Journal of Materials Research and Technology (May 2025)
Tribological behavior and electrical insulation properties of micro-and nanoscale graphene/β-Si3N4 whisker-reinforced Si3N4 ceramics at low temperature
Abstract
Si3N4 ceramics are ideal materials for liquid rocket turbopump bearings due to their excellent properties such as low-temperature resistance, low density, and wear resistance. To further enhance the sustained self-lubricating performance of bearings in low-temperature environments, novel Si3N4 ceramic composites containing micro- and nanoscale graphene and β-Si3N4 whisker were prepared via spark plasma sintering. The low-temperature tribological properties and electrical conductivity of Si3N4 ceramic composites were thoroughly analyzed.

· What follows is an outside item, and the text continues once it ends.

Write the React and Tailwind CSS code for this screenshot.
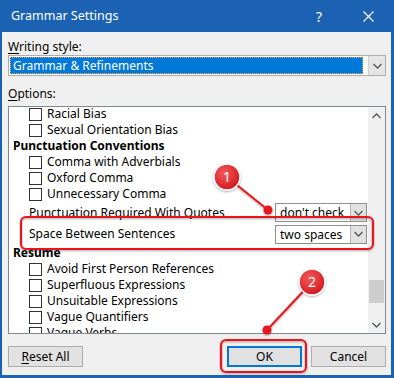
import React from 'react';

const Chevron = ({ up = false, className = '' }) => (
  <svg width="9" height="6" viewBox="0 0 9 6" className={className}>
    <path
      d={up ? 'M0.5 5 L4.5 1 L8.5 5' : 'M0.5 1 L4.5 5 L8.5 1'}
      fill="none"
      stroke="#555"
      strokeWidth="1.3"
    />
  </svg>
);

const Check = ({ label }) => (
  <div className="h-[16px] shrink-0 flex items-center pl-[20px]">
    <div className="w-[13px] h-[13px] border border-[#333] bg-white shrink-0" />
    <span className="ml-[5px] whitespace-nowrap">{label}</span>
  </div>
);

const Header = ({ label }) => (
  <div className="h-[16px] shrink-0 flex items-center pl-[4px] font-bold whitespace-nowrap">{label}</div>
);

const Combo = ({ value }) => (
  <div className="w-[92px] h-[19px] border border-[#8f8f8f] bg-white flex items-stretch">
    <span className="flex-1 pl-[4px] leading-[17px] whitespace-nowrap">{value}</span>
    <div className="w-[16px] bg-[#e1e1e1] border-l border-[#b5b5b5] flex items-center justify-center">
      <Chevron />
    </div>
  </div>
);

const ComboRow = ({ label, value, h }) => (
  <div className={`${h} shrink-0 flex items-center justify-between pl-[20px] pr-[1px]`}>
    <span className="whitespace-nowrap">{label}</span>
    <Combo value={value} />
  </div>
);

const Button = ({ children, focused = false }) => (
  <div
    className={`w-[75px] h-[21px] flex items-center justify-center bg-[#e1e1e1] ${
      focused ? 'border-2 border-[#0078d7]' : 'border border-[#adadad]'
    }`}
  >
    {children}
  </div>
);

const Annotations = () => (
  <svg className="absolute inset-0 pointer-events-none" width="394" height="378">
    <defs>
      <filter id="sh" x="-20%" y="-20%" width="140%" height="140%">
        <feDropShadow dx="0" dy="1" stdDeviation="1.2" floodColor="#000" floodOpacity="0.35" />
      </filter>
      <radialGradient id="rg" cx="40%" cy="35%" r="70%">
        <stop offset="0%" stopColor="#f45a5a" />
        <stop offset="100%" stopColor="#d2141c" />
      </radialGradient>
    </defs>
    <g filter="url(#sh)">
      <rect x="21" y="217" width="352" height="32" rx="5" fill="none" stroke="#e8151f" strokeWidth="2" />
      <rect x="221" y="340" width="85" height="32" rx="5" fill="none" stroke="#e8151f" strokeWidth="2" />
      <line x1="227" y1="177" x2="268" y2="210" stroke="#e8151f" strokeWidth="2" />
      <circle cx="268" cy="210" r="4.5" fill="#e8151f" />
      <line x1="312" y1="282" x2="267" y2="330" stroke="#e8151f" strokeWidth="2" />
      <circle cx="267" cy="330" r="4.5" fill="#e8151f" />
      <circle cx="227" cy="177" r="13" fill="url(#rg)" stroke="#fff" strokeWidth="1.5" />
      <circle cx="312" cy="282" r="13" fill="url(#rg)" stroke="#fff" strokeWidth="1.5" />
    </g>
    <text x="227" y="182" textAnchor="middle" fill="#fff" fontSize="14" fontFamily="Noto Sans, sans-serif">1</text>
    <text x="312" y="287" textAnchor="middle" fill="#fff" fontSize="14" fontFamily="Noto Sans, sans-serif">2</text>
  </svg>
);

const App = () => {
  return (
    <div className="relative w-[394px] h-[378px] bg-[#1b63b2] flex flex-col [font-family:'Noto_Sans',sans-serif] text-[12px] text-black overflow-hidden">
      {/* Title bar */}
      <div className="h-[32px] shrink-0 flex items-center pl-[11px] text-white text-[12.5px]">
        <span className="flex-1">Grammar Settings</span>
        <span className="w-[10px] text-[14px] mr-[37px]">?</span>
        <svg width="11" height="11" viewBox="0 0 11 11" className="mr-[20px]">
          <path d="M0.5 0.5 L10.5 10.5 M10.5 0.5 L0.5 10.5" stroke="#fff" strokeWidth="1.2" />
        </svg>
      </div>

      {/* Body */}
      <div className="flex-1 ml-[2px] mr-[3px] mb-[3px] bg-[#f0f0f0] flex flex-col pl-[6px] pr-[5px] pt-[7px]">
        <div className="h-[16px] leading-[16px]">
          <span className="underline underline-offset-2">W</span>riting style:
        </div>
        <div className="h-[21px] border border-[#adadad] bg-white flex items-stretch">
          <div className="flex-1 m-[1px] mr-[5px] bg-[#0078d7] text-white leading-[15px] pl-[2px] border border-dotted border-[#f0a040]">
            Grammar &amp; Refinements
          </div>
          <div className="w-[17px] bg-[#e5e5e5] border-l border-[#cfcfcf] flex items-center justify-center">
            <Chevron />
          </div>
        </div>

        <div className="h-[16px] leading-[16px] mt-[10px]">
          <span className="underline underline-offset-2">O</span>ptions:
        </div>

        {/* List box */}
        <div className="mt-[4px] h-[228px] border border-[#828790] bg-white flex overflow-hidden">
          <div className="flex-1 flex flex-col -mt-[1px] overflow-hidden">
            <Check label="Racial Bias" />
            <Check label="Sexual Orientation Bias" />
            <Header label="Punctuation Conventions" />
            <Check label="Comma with Adverbials" />
            <Check label="Oxford Comma" />
            <Check label="Unnecessary Comma" />
            <ComboRow label="Punctuation Required With Quotes" value="don't check" h="h-[21px]" />
            <ComboRow label="Space Between Sentences" value="two spaces" h="h-[22px]" />
            <Header label="Resume" />
            <Check label="Avoid First Person References" />
            <Check label="Superfluous Expressions" />
            <Check label="Unsuitable Expressions" />
            <Check label="Vague Quantifiers" />
            <Check label="Vague Verbs" />
          </div>
          {/* Scrollbar */}
          <div className="w-[17px] bg-[#f0f0f0] flex flex-col">
            <div className="h-[17px] flex items-center justify-center">
              <Chevron up />
            </div>
            <div className="mt-[156px] mx-[1px] h-[23px] bg-[#cdcdcd]" />
            <div className="flex-1" />
            <div className="h-[17px] flex items-center justify-center">
              <Chevron />
            </div>
          </div>
        </div>

        {/* Buttons */}
        <div className="mt-[12px] flex items-center">
          <Button>
            <span>
              <span className="underline underline-offset-2">R</span>eset All
            </span>
          </Button>
          <div className="flex-1" />
          <Button focused>OK</Button>
          <div className="w-[9px]" />
          <Button>Cancel</Button>
        </div>
      </div>

      <Annotations />
    </div>
  );
};

export default App;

Results indicated that the dry sliding friction coefficient of Si3N4 ceramics at 10–20 N load and 77 K ranged from 0.11 to 0.28, representing a significant reduction of 6.67 %–64.52 % compared to that at 298 K. The enhanced tribological properties under cryogenic conditions was attributed to increased interatomic forces and improved frictional heat transfer. Additionally, the incorporation of 1 wt% graphene did not alter the insulating state of Si3N4 ceramics, as the limited graphene content hindered the formation of an effective electron transfer pathway within the matrix. This work provides new insights into the design of advanced ceramic composites for extreme environments.